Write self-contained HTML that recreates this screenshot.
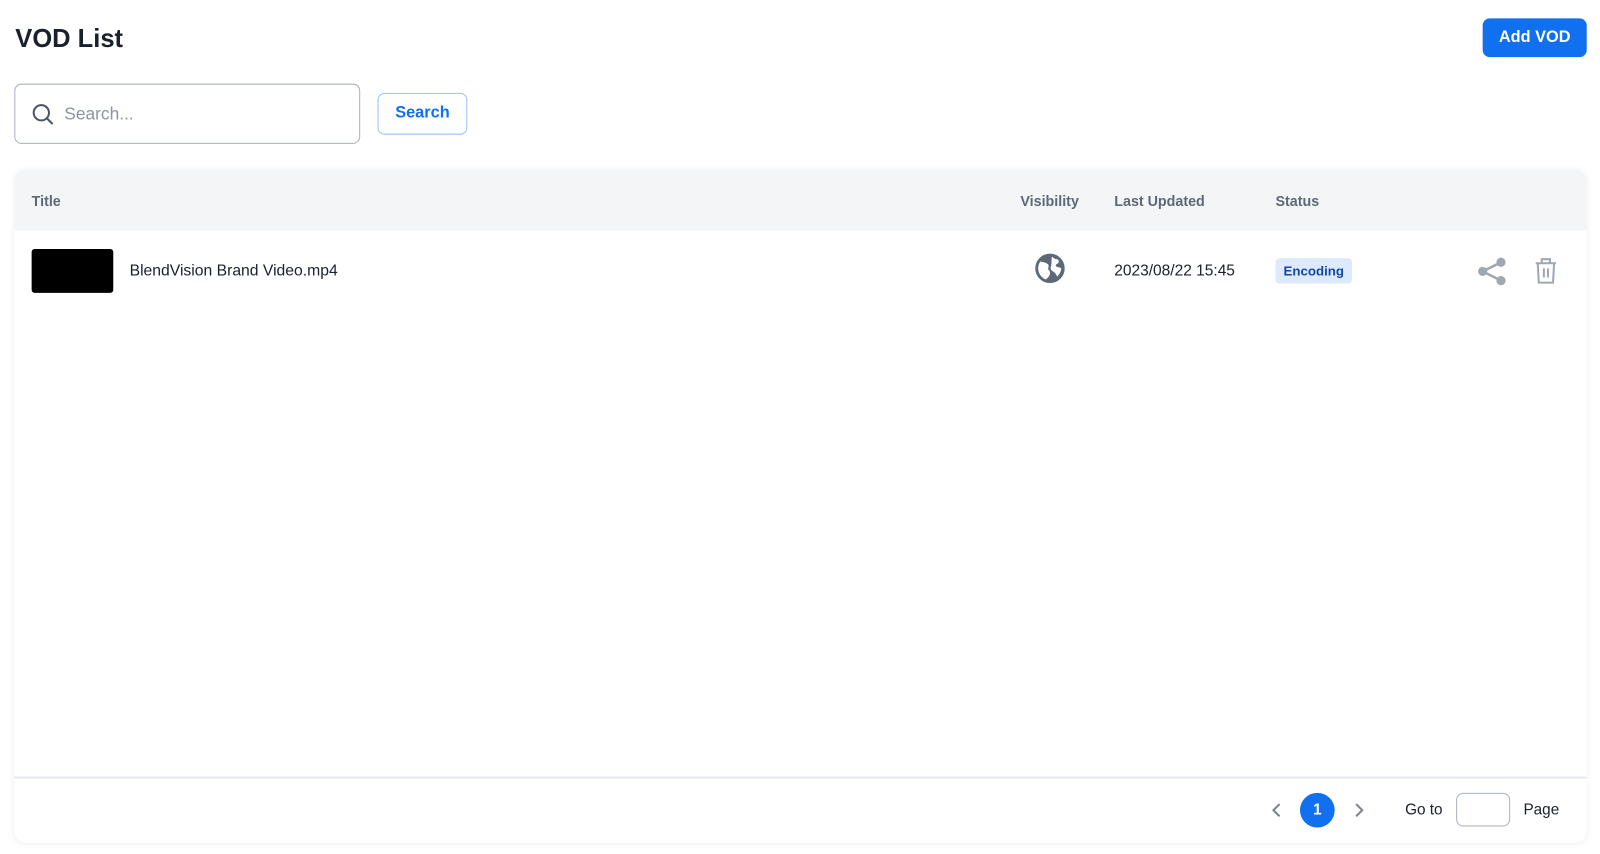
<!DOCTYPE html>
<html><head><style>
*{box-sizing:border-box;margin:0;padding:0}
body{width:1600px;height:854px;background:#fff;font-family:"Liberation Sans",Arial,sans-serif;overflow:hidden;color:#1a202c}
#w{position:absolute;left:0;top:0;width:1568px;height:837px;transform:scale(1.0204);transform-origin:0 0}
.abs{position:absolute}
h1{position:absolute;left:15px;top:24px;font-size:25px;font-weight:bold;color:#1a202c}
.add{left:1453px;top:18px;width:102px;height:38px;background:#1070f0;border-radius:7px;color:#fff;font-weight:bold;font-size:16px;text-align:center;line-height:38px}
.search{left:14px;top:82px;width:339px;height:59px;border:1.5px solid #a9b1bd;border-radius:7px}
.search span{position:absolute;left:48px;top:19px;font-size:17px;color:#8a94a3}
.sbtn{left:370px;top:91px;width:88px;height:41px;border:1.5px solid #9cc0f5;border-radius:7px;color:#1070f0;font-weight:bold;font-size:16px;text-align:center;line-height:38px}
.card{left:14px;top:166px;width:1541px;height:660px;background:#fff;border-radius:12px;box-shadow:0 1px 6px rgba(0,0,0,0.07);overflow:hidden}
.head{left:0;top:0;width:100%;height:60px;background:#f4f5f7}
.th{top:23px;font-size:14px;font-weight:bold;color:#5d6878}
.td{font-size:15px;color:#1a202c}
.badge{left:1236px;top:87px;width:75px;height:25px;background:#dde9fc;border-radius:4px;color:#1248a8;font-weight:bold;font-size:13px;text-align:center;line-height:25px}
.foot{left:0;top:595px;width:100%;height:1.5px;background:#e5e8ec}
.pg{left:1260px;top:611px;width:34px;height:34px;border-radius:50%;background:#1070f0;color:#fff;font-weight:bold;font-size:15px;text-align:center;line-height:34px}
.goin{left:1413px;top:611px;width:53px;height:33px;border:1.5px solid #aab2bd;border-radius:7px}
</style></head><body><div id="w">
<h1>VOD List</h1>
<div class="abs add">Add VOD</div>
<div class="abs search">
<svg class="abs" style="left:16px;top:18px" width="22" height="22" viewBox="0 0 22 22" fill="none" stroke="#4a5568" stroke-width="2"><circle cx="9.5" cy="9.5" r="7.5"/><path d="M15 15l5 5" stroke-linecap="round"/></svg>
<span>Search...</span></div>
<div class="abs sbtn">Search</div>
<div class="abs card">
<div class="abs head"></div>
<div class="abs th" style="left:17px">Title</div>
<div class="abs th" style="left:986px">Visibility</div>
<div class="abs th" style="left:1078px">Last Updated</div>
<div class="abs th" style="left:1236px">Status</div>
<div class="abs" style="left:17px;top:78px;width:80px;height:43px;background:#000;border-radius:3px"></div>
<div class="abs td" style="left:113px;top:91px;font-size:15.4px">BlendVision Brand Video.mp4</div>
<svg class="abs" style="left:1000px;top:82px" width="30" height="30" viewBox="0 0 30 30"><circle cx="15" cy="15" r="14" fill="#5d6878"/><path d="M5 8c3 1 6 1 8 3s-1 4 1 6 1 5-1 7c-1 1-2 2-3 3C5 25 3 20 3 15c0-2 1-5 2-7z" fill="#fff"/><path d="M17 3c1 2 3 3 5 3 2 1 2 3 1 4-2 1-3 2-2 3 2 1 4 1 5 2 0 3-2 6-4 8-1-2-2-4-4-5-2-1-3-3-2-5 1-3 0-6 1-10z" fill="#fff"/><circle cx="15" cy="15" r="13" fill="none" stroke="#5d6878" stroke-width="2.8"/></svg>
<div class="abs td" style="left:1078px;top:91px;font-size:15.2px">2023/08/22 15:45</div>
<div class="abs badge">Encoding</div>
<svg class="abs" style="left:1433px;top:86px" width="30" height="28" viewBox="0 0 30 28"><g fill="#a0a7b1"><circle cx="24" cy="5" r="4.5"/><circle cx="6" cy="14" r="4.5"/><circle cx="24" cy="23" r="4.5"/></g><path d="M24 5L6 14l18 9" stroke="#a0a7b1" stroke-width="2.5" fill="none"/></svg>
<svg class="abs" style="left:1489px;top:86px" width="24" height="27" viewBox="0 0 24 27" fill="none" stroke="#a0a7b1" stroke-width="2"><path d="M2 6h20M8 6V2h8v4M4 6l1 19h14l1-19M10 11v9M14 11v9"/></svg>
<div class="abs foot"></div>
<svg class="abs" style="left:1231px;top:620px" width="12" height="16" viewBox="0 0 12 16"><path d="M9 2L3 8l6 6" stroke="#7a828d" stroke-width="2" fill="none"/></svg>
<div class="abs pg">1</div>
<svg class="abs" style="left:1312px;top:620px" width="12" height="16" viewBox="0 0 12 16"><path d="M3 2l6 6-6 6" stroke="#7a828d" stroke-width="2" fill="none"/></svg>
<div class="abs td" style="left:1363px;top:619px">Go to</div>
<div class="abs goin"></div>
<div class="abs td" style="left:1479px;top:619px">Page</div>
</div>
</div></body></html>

###

• [Problem to work on] Repeat the data above exactly, but not the pictures.

• [Solution to the exercise]
Write self-contained HTML that recreates this screenshot.
<!DOCTYPE html>
<html><head><style>
*{box-sizing:border-box;margin:0;padding:0}
body{width:1600px;height:854px;background:#fff;font-family:"Liberation Sans",Arial,sans-serif;overflow:hidden;color:#1a202c}
#w{position:absolute;left:0;top:0;width:1568px;height:837px;transform:scale(1.0204);transform-origin:0 0}
.abs{position:absolute}
h1{position:absolute;left:15px;top:24px;font-size:25px;font-weight:bold;color:#1a202c}
.add{left:1453px;top:18px;width:102px;height:38px;background:#1070f0;border-radius:7px;color:#fff;font-weight:bold;font-size:16px;text-align:center;line-height:38px}
.search{left:14px;top:82px;width:339px;height:59px;border:1.5px solid #a9b1bd;border-radius:7px}
.search span{position:absolute;left:48px;top:19px;font-size:17px;color:#8a94a3}
.sbtn{left:370px;top:91px;width:88px;height:41px;border:1.5px solid #9cc0f5;border-radius:7px;color:#1070f0;font-weight:bold;font-size:16px;text-align:center;line-height:38px}
.card{left:14px;top:166px;width:1541px;height:660px;background:#fff;border-radius:12px;box-shadow:0 1px 6px rgba(0,0,0,0.07);overflow:hidden}
.head{left:0;top:0;width:100%;height:60px;background:#f4f5f7}
.th{top:23px;font-size:14px;font-weight:bold;color:#5d6878}
.td{font-size:15px;color:#1a202c}
.badge{left:1236px;top:87px;width:75px;height:25px;background:#dde9fc;border-radius:4px;color:#1248a8;font-weight:bold;font-size:13px;text-align:center;line-height:25px}
.foot{left:0;top:595px;width:100%;height:1.5px;background:#e5e8ec}
.pg{left:1260px;top:611px;width:34px;height:34px;border-radius:50%;background:#1070f0;color:#fff;font-weight:bold;font-size:15px;text-align:center;line-height:34px}
.goin{left:1413px;top:611px;width:53px;height:33px;border:1.5px solid #aab2bd;border-radius:7px}
</style></head><body><div id="w">
<h1>VOD List</h1>
<div class="abs add">Add VOD</div>
<div class="abs search">
<svg class="abs" style="left:16px;top:18px" width="22" height="22" viewBox="0 0 22 22" fill="none" stroke="#4a5568" stroke-width="2"><circle cx="9.5" cy="9.5" r="7.5"/><path d="M15 15l5 5" stroke-linecap="round"/></svg>
<span>Search...</span></div>
<div class="abs sbtn">Search</div>
<div class="abs card">
<div class="abs head"></div>
<div class="abs th" style="left:17px">Title</div>
<div class="abs th" style="left:986px">Visibility</div>
<div class="abs th" style="left:1078px">Last Updated</div>
<div class="abs th" style="left:1236px">Status</div>
<div class="abs" style="left:17px;top:78px;width:80px;height:43px;background:#000;border-radius:3px"></div>
<div class="abs td" style="left:113px;top:91px;font-size:15.4px">BlendVision Brand Video.mp4</div>
<svg class="abs" style="left:1000px;top:82px" width="30" height="30" viewBox="0 0 30 30"><circle cx="15" cy="15" r="14" fill="#5d6878"/><path d="M5 8c3 1 6 1 8 3s-1 4 1 6 1 5-1 7c-1 1-2 2-3 3C5 25 3 20 3 15c0-2 1-5 2-7z" fill="#fff"/><path d="M17 3c1 2 3 3 5 3 2 1 2 3 1 4-2 1-3 2-2 3 2 1 4 1 5 2 0 3-2 6-4 8-1-2-2-4-4-5-2-1-3-3-2-5 1-3 0-6 1-10z" fill="#fff"/><circle cx="15" cy="15" r="13" fill="none" stroke="#5d6878" stroke-width="2.8"/></svg>
<div class="abs td" style="left:1078px;top:91px;font-size:15.2px">2023/08/22 15:45</div>
<div class="abs badge">Encoding</div>
<svg class="abs" style="left:1433px;top:86px" width="30" height="28" viewBox="0 0 30 28"><g fill="#a0a7b1"><circle cx="24" cy="5" r="4.5"/><circle cx="6" cy="14" r="4.5"/><circle cx="24" cy="23" r="4.5"/></g><path d="M24 5L6 14l18 9" stroke="#a0a7b1" stroke-width="2.5" fill="none"/></svg>
<svg class="abs" style="left:1489px;top:86px" width="24" height="27" viewBox="0 0 24 27" fill="none" stroke="#a0a7b1" stroke-width="2"><path d="M2 6h20M8 6V2h8v4M4 6l1 19h14l1-19M10 11v9M14 11v9"/></svg>
<div class="abs foot"></div>
<svg class="abs" style="left:1231px;top:620px" width="12" height="16" viewBox="0 0 12 16"><path d="M9 2L3 8l6 6" stroke="#7a828d" stroke-width="2" fill="none"/></svg>
<div class="abs pg">1</div>
<svg class="abs" style="left:1312px;top:620px" width="12" height="16" viewBox="0 0 12 16"><path d="M3 2l6 6-6 6" stroke="#7a828d" stroke-width="2" fill="none"/></svg>
<div class="abs td" style="left:1363px;top:619px">Go to</div>
<div class="abs goin"></div>
<div class="abs td" style="left:1479px;top:619px">Page</div>
</div>
</div></body></html>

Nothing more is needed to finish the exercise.